Example of Merit level response:
The main reason why these paintings are so different is because one was done by a French painter and one was done by a German painter. In France, people were really happy during this time, so they liked happy paintings like The Dance. Matisse has used bright colours and has put his figures in a moving circle, which almost floats on the painting to create happy feelings, as life was like in France at the time. This also emphasises the 2D surface of the painting.
Germany, on the other hand, was full of angst; it was a relatively new country, they were getting ready for war, and Freud was there. Therefore, the paintings depicted more serious ideas about human relationships – Kirchner's artist has his back to the model, which indicates that they aren't communicating well. This lack of communication was a common subject for German expressionists.
Example of Excellence level response:
European life was changing rapidly in the early twentieth century and this led to change and experimentation in art in many European countries. Matisse was the leading Fauve painter and, although his experiments with colour and form led to many early modern developments in European art, his use of colour and texture was developed out of the work of the nineteenth century post-impressionists. His simplified figures can be linked to the simplified figures in Cezanne's late works such as The Bathers (1899) as well as to the non-European art works from Africa and Asia, which were becoming popular with the Parisian avant-garde. The Dance was painted for a Russian collector who wanted it to hang in the staircase of his Moscow house to demonstrate his progressive, modern good taste.

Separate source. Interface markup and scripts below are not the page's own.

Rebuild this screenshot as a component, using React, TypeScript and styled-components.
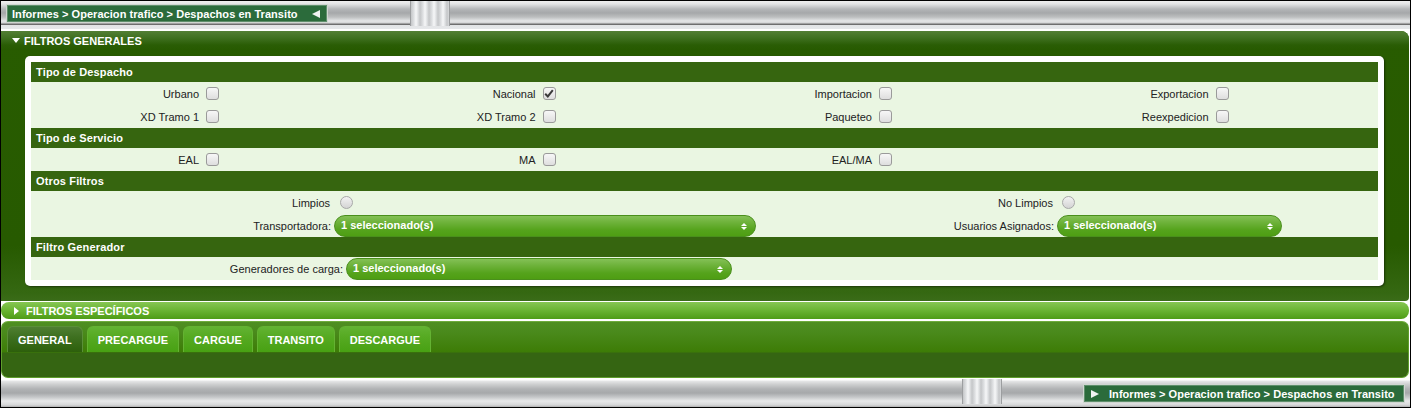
import React from "react";
import styled, { createGlobalStyle, css } from "styled-components";

const GlobalStyle = createGlobalStyle`
  html, body { margin: 0; padding: 0; background: #ffffff; }
  body { font-family: "Liberation Sans", Arial, sans-serif; font-size: 11px; color: #222; }
  * { box-sizing: border-box; }
`;

const Frame = styled.div`
  width: 1411px;
  height: 408px;
  border: 1px solid #000;
  background: #fff;
  display: flex;
  flex-direction: column;
  overflow: hidden;
`;

const silver = css`
  background: linear-gradient(
    to bottom,
    #efefef 0px,
    #e2e3e4 3px,
    #b4b6b8 8px,
    #a6a8aa 12px,
    #bcbebf 16px,
    #e6e7e8 20px,
    #d2d3d4 22px,
    #727272 23px,
    #6a6a6a 24px,
    #e2e4e6 24px,
    #e6e8ea 28px,
    #ffffff 28px
  );
`;

const TopBar = styled.div`
  ${silver}
  height: 29px;
  display: flex;
  align-items: flex-start;
  padding: 4px 0 0 6px;
  flex-shrink: 0;
`;

const BottomBar = styled.div`
  height: 29px;
  margin-top: 1px;
  background: linear-gradient(
    to bottom,
    #ffffff 0px,
    #ffffff 1px,
    #e6e7e8 2px,
    #d0d1d2 5px,
    #b0b2b4 10px,
    #a6a8aa 14px,
    #c4c6c8 18px,
    #e8e9ea 22px,
    #d6d7d8 26px,
    #9a9a9a 29px
  );
  display: flex;
  align-items: flex-start;
  padding: 6px 0 0 0;
  flex-shrink: 0;
`;

const Crumb = styled.div<{ $right?: boolean; $ml?: number }>`
  height: 17px;
  width: 320px;
  margin-left: ${(p) => p.$ml ?? 0}px;
  background: #2b6b3b;
  border: 1px solid #5f8f6c;
  box-shadow: 0 0 0 1px #cfd6d0;
  color: #fff;
  font-weight: bold;
  font-size: 11px;
  letter-spacing: 0.05px;
  display: flex;
  align-items: center;
  padding: 0 0 0 ${(p) => (p.$right ? "6px" : "4px")};
  gap: ${(p) => (p.$right ? "10px" : "6px")};
  flex-shrink: 0;
`;

const CrumbText = styled.span`
  white-space: nowrap;
  flex: 1;
`;

const Tri = styled.span<{ $dir: "left" | "right" | "down" }>`
  width: 0;
  height: 0;
  flex-shrink: 0;
  ${(p) =>
    p.$dir === "left"
      ? css`
          border-top: 4px solid transparent;
          border-bottom: 4px solid transparent;
          border-right: 8px solid #f2f2f2;
          margin-right: 6px;
        `
      : p.$dir === "right"
      ? css`
          border-top: 4px solid transparent;
          border-bottom: 4px solid transparent;
          border-left: 8px solid #f2f2f2;
        `
      : css`
          border-left: 4px solid transparent;
          border-right: 4px solid transparent;
          border-top: 5px solid #ffffff;
        `}
`;

const SmallTri = styled.span`
  width: 0;
  height: 0;
  border-top: 4px solid transparent;
  border-bottom: 4px solid transparent;
  border-left: 5px solid #ffffff;
  flex-shrink: 0;
`;

const Grip = styled.div<{ $ml: number; $mt: number }>`
  margin-left: ${(p) => p.$ml}px;
  margin-top: ${(p) => p.$mt}px;
  width: 40px;
  height: 25px;
  flex-shrink: 0;
  background: repeating-linear-gradient(
    to right,
    #c4c6c8 0px,
    #dfe1e3 3px,
    #f6f7f8 5px,
    #dfe1e3 7px,
    #c4c6c8 9px
  );
  border-left: 1px solid #9c9ea0;
  border-right: 1px solid #9c9ea0;
`;

const Panel = styled.div`
  margin: 1px 1px 0 0;
  height: 270px;
  flex-shrink: 0;
  background: linear-gradient(to bottom, #285c00 0px, #275a00 215px, #356812 262px, #3a6c18 270px);
  border-radius: 0 8px 4px 0;
  display: flex;
  flex-direction: column;
`;

const PanelHeader = styled.div`
  height: 19px;
  background: linear-gradient(to bottom, #537f35 0px, #3f7020 7px, #2a5d05 14px, #275a00 19px);
  border-radius: 0 8px 0 0;
  color: #fff;
  font-weight: bold;
  font-size: 11px;
  display: flex;
  align-items: center;
  gap: 4px;
  padding-left: 11px;
`;

const Card = styled.div`
  margin: 6px 25px 0 24px;
  background: #fff;
  border-radius: 5px;
  padding: 6px;
  box-shadow: 1px 1px 2px rgba(0, 0, 0, 0.45);
`;

const CardInner = styled.div`
  background: #eaf6e2;
`;

const SectionHeader = styled.div`
  height: 20px;
  background: #36650f;
  color: #fff;
  font-weight: bold;
  font-size: 11px;
  letter-spacing: 0.15px;
  display: flex;
  align-items: center;
  padding-left: 5px;
`;

const Grid = styled.div<{ $cols: string }>`
  display: grid;
  grid-template-columns: ${(p) => p.$cols};
  grid-auto-rows: 23px;
`;

const Label = styled.div<{ $pr?: number }>`
  display: flex;
  align-items: center;
  justify-content: flex-end;
  padding-right: ${(p) => p.$pr ?? 0}px;
  font-size: 11px;
  color: #222;
  white-space: nowrap;
`;

const Cell = styled.div`
  display: flex;
  align-items: center;
`;

const Check = styled.span<{ $ml?: number }>`
  margin-left: ${(p) => p.$ml ?? 7}px;
  width: 13px;
  height: 13px;
  border: 1px solid #9a9a9a;
  border-radius: 3px;
  background: linear-gradient(to bottom, #f7f7f7, #dedede);
  display: flex;
  align-items: center;
  justify-content: center;
`;

const Radio = styled.span<{ $ml?: number }>`
  margin-left: ${(p) => p.$ml ?? 7}px;
  width: 13px;
  height: 13px;
  border: 1px solid #a8a8a8;
  border-radius: 50%;
  background: linear-gradient(to bottom, #f2f2f2, #d4d4d4);
`;

const Select = styled.div<{ $w: number; $ml?: number }>`
  margin-left: ${(p) => p.$ml ?? 1}px;
  width: ${(p) => p.$w}px;
  height: 22px;
  border-radius: 11px;
  border: 1px solid #4a8f1c;
  background: linear-gradient(to bottom, #84c156 0px, #6fb33c 6px, #55a31c 14px, #4c9c10 22px);
  color: #fff;
  font-weight: bold;
  font-size: 11px;
  display: flex;
  align-items: center;
  justify-content: space-between;
  padding: 0 8px 2px 6px;
`;

const Arrows = styled.span`
  display: flex;
  flex-direction: column;
  gap: 1px;
  margin-top: 3px;
`;

const ArrowUp = styled.span`
  width: 0;
  height: 0;
  border-left: 3px solid transparent;
  border-right: 3px solid transparent;
  border-bottom: 3px solid #fff;
`;

const ArrowDown = styled.span`
  width: 0;
  height: 0;
  border-left: 3px solid transparent;
  border-right: 3px solid transparent;
  border-top: 3px solid #fff;
`;

const SpecBar = styled.div`
  margin: 1px 1px 0 0;
  height: 17px;
  border-radius: 8px;
  background: linear-gradient(to bottom, #86c653 0px, #6bb534 8px, #4e9c16 17px);
  color: #fff;
  font-weight: bold;
  font-size: 11px;
  display: flex;
  align-items: center;
  gap: 7px;
  padding-left: 13px;
  flex-shrink: 0;
`;

const TabsPanel = styled.div`
  margin: 2px 1px 0 0;
  height: 57px;
  border-radius: 7px;
  border: 1px solid #5f9e2c;
  border-top-color: #6eab3c;
  background: linear-gradient(to bottom, #4f8f22 0px, #4a8a1c 10px, #3d7c06 30px, #356512 31px, #356512 100%);
  display: flex;
  flex-direction: column;
  padding: 4px 0 0 5px;
  flex-shrink: 0;
`;

const TabRow = styled.div`
  display: flex;
  gap: 4px;
  height: 26px;
`;

const Tab = styled.div<{ $active?: boolean }>`
  height: 26px;
  padding: 0 10px;
  border-radius: 6px 6px 0 0;
  color: #fff;
  font-weight: bold;
  font-size: 11px;
  display: flex;
  align-items: center;
  border: 1px solid ${(p) => (p.$active ? "#5a8f38" : "#64b232")};
  border-bottom: none;
  background: ${(p) =>
    p.$active
      ? "linear-gradient(to bottom, #4f7f32 0px, #3e7020 10px, #2c5e0a 26px)"
      : "linear-gradient(to bottom, #62b332 0px, #56aa22 10px, #47a012 26px)"};
`;

const CheckBox = ({ checked }: { checked?: boolean }) => (
  <Check>
    {checked && (
      <svg width="10" height="9" viewBox="0 0 10 9">
        <path d="M1.2 4.8 L3.8 7.4 L8.8 1.2" stroke="#3a3a3a" strokeWidth="2" fill="none" />
      </svg>
    )}
  </Check>
);

const SelectBox = ({ w }: { w: number }) => (
  <Select $w={w}>
    <span>1 seleccionado(s)</span>
    <Arrows>
      <ArrowUp />
      <ArrowDown />
    </Arrows>
  </Select>
);

const despacho: [string, boolean][] = [
  ["Urbano", false],
  ["Nacional", true],
  ["Importacion", false],
  ["Exportacion", false],
  ["XD Tramo 1", false],
  ["XD Tramo 2", false],
  ["Paqueteo", false],
  ["Reexpedicion", false],
];

const servicio = ["EAL", "MA", "EAL/MA"];

const fourCols = "168px 168.5px 168px 168.5px 168px 168.5px 168px 168.5px";

export default function App() {
  return (
    <>
      <GlobalStyle />
      <Frame>
        <TopBar>
          <Crumb>
            <CrumbText>Informes &gt; Operacion trafico &gt; Despachos en Transito</CrumbText>
            <Tri $dir="left" />
          </Crumb>
          <Grip $ml={83} $mt={-4} />
        </TopBar>

        <Panel>
          <PanelHeader>
            <Tri $dir="down" />
            <span>FILTROS GENERALES</span>
          </PanelHeader>
          <Card>
            <CardInner>
              <SectionHeader>Tipo de Despacho</SectionHeader>
              <Grid $cols={fourCols}>
                {despacho.map(([l, c]) => (
                  <React.Fragment key={l}>
                    <Label>{l}</Label>
                    <Cell>
                      <CheckBox checked={c} />
                    </Cell>
                  </React.Fragment>
                ))}
              </Grid>
              <SectionHeader>Tipo de Servicio</SectionHeader>
              <Grid $cols={fourCols}>
                {servicio.map((l) => (
                  <React.Fragment key={l}>
                    <Label>{l}</Label>
                    <Cell>
                      <CheckBox />
                    </Cell>
                  </React.Fragment>
                ))}
              </Grid>
              <SectionHeader>Otros Filtros</SectionHeader>
              <Grid $cols="302px 424px 299px 1fr">
                <Label $pr={3}>Limpios</Label>
                <Cell>
                  <Radio />
                </Cell>
                <Label $pr={3}>No Limpios</Label>
                <Cell>
                  <Radio $ml={6} />
                </Cell>
                <Label $pr={2}>Transportadora:</Label>
                <Cell>
                  <SelectBox w={422} />
                </Cell>
                <Label $pr={2}>Usuarios Asignados:</Label>
                <Cell>
                  <SelectBox w={225} />
                </Cell>
              </Grid>
              <SectionHeader>Filtro Generador</SectionHeader>
              <Grid $cols="314px 1fr">
                <Label $pr={2}>Generadores de carga:</Label>
                <Cell>
                  <SelectBox w={386} />
                </Cell>
              </Grid>
            </CardInner>
          </Card>
        </Panel>

        <SpecBar>
          <SmallTri />
          <span>FILTROS ESPECÍFICOS</span>
        </SpecBar>

        <TabsPanel>
          <TabRow>
            <Tab $active>GENERAL</Tab>
            <Tab>PRECARGUE</Tab>
            <Tab>CARGUE</Tab>
            <Tab>TRANSITO</Tab>
            <Tab>DESCARGUE</Tab>
          </TabRow>
        </TabsPanel>

        <BottomBar>
          <Grip $ml={961} $mt={-6} />
          <Crumb $right $ml={82}>
            <Tri $dir="right" />
            <CrumbText>Informes &gt; Operacion trafico &gt; Despachos en Transito</CrumbText>
          </Crumb>
        </BottomBar>
      </Frame>
    </>
  );
}
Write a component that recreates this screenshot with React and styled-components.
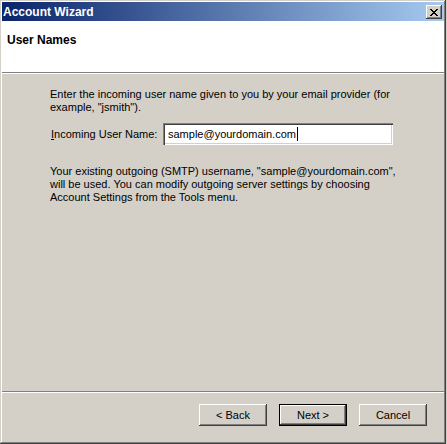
import React from "react";
import styled, { createGlobalStyle } from "styled-components";

const Global = createGlobalStyle`
  html, body { margin: 0; padding: 0; background: #d4d0c8; }
  body { font-family: "Liberation Sans", Arial, sans-serif; }
  * { box-sizing: border-box; }
`;

const Window = styled.div`
  width: 446px;
  height: 444px;
  padding: 2px 2px 3px 2px;
  background: #d4d0c8;
  box-shadow: inset -1px -1px #404040, inset 1px 1px #d4d0c8,
    inset -2px -2px #808080, inset 2px 2px #ffffff;
  display: flex;
  flex-direction: column;
`;

const TitleBar = styled.div`
  height: 19px;
  flex: none;
  display: flex;
  align-items: center;
  justify-content: space-between;
  padding: 0 2px 0 1px;
  background: linear-gradient(to right, #0a246a, #a6caf0);
`;

const Title = styled.span`
  color: #ffffff;
  font-weight: bold;
  font-size: 12px;
  line-height: 14px;
  padding-top: 1px;
`;

const CloseButton = styled.div`
  width: 16px;
  height: 14px;
  background: #d4d0c8;
  box-shadow: inset -1px -1px #404040, inset 1px 1px #ffffff,
    inset -2px -2px #808080;
  display: flex;
  align-items: center;
  justify-content: center;
  padding: 1px 1px 0 0;
`;

const Header = styled.div`
  height: 52px;
  flex: none;
  background: #ffffff;
  padding: 12px 0 0 5px;
  border-bottom: 1px solid #808080;
`;

const HeaderTitle = styled.div`
  font-weight: bold;
  font-size: 12px;
  line-height: 14px;
  color: #000;
`;

const Body = styled.div`
  flex: 1;
  border-top: 1px solid #ffffff;
  padding: 14px 0 0 48px;
  font-size: 11px;
  line-height: 13px;
  color: #000;
`;

const Para = styled.p`
  margin: ${(p) => p.$top || 0}px 0 0 0;
`;

const FieldRow = styled.div`
  display: flex;
  align-items: center;
  margin-top: 9px;
`;

const Label = styled.span`
  width: 113px;
  padding-left: 1px;
  flex: none;
`;

const Underline = styled.span`
  text-decoration: underline;
`;

const TextField = styled.div`
  width: 230px;
  height: 22px;
  background: #ffffff;
  box-shadow: inset 1px 1px #808080, inset 2px 2px #404040,
    inset -1px -1px #ffffff, inset -2px -2px #d4d0c8;
  padding: 0 3px 0 5px;
  display: flex;
  align-items: center;
  font-size: 11px;
`;

const Caret = styled.span`
  display: inline-block;
  width: 1px;
  height: 14px;
  background: #000;
  margin-left: 1px;
`;

const Footer = styled.div`
  flex: none;
  border-top: 1px solid #808080;
  box-shadow: inset 0 1px #ffffff;
  padding: 12px 17px 15px 0;
  display: flex;
  justify-content: flex-end;
  gap: 12px;
`;

const Button = styled.div`
  width: 68px;
  height: 22px;
  background: #d4d0c8;
  display: flex;
  align-items: center;
  justify-content: center;
  font-size: 11px;
  color: #000;
  box-shadow: ${(p) =>
    p.$default
      ? "inset 0 0 0 1px #000, inset -2px -2px #404040, inset 2px 2px #ffffff, inset -3px -3px #808080"
      : "inset -1px -1px #404040, inset 1px 1px #ffffff, inset -2px -2px #808080"};
`;

export default function App() {
  return (
    <>
      <Global />
      <Window>
        <TitleBar>
          <Title>Account Wizard</Title>
          <CloseButton>
            <svg width="8" height="7" viewBox="0 0 8 7" shapeRendering="crispEdges">
              <path
                d="M0 0h2v1H0zM6 0h2v1H6zM1 1h2v1H1zM5 1h2v1H5zM2 2h4v1H2zM3 3h2v1H3zM2 4h4v1H2zM1 5h2v1H1zM5 5h2v1H5zM0 6h2v1H0zM6 6h2v1H6z"
                fill="#000"
              />
            </svg>
          </CloseButton>
        </TitleBar>
        <Header>
          <HeaderTitle>User Names</HeaderTitle>
        </Header>
        <Body>
          <Para>
            Enter the incoming user name given to you by your email provider (for
            <br />
            example, "jsmith").
          </Para>
          <FieldRow>
            <Label>
              <Underline>I</Underline>ncoming User Name:
            </Label>
            <TextField>
              sample@yourdomain.com
              <Caret />
            </TextField>
          </FieldRow>
          <Para $top={20}>
            Your existing outgoing (SMTP) username, "sample@yourdomain.com",
            <br />
            will be used. You can modify outgoing server settings by choosing
            <br />
            Account Settings from the Tools menu.
          </Para>
        </Body>
        <Footer>
          <Button>&lt; Back</Button>
          <Button $default>Next &gt;</Button>
          <Button>Cancel</Button>
        </Footer>
      </Window>
    </>
  );
}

Kirchner was a young painter who had a major influence on the development of German expressionism, especially the Die Brucke group, which he founded in Dresden in 1904. This group published a manifesto saying that they wanted to be a bridge between great German artists of the past, like Durer, and the future. Some of the Manifesto repeated Nietzsche’s ideas about rooting out the past – this is said to account for the Die Brucke artists' adoption of the naïve, primitive style that is apparent in this work. Primitivism can also be linked to the influences coming into Europe from colonised territories overseas. The crude forms of this work and the bright, unsullied colours can be linked to the art produced in German colonies in the Pacific and Africa. Kirchner and other Die Brucke artists like Schmidt-Rottluff and Pechstein used these primitive influences to challenge European traditions, which they believed were in decline.
Expected coverage Question Four – Modernism
Selected art works:
Plate 10 – Giorgio de Chirico, Melancholy and Mystery of a Street, 1914
Plate 12 – Le Corbusier, Villa Savoye, 1929–31
Example of Achievement level response:
Le Corbusier's building is modernist because it is a simple shape with white walls separated by horizontal strip windows, which make the walls look smooth and flat. It is also off the ground on pilotis, which was a modernist thing to do to buildings to create space underneath. And it has a free-form roof.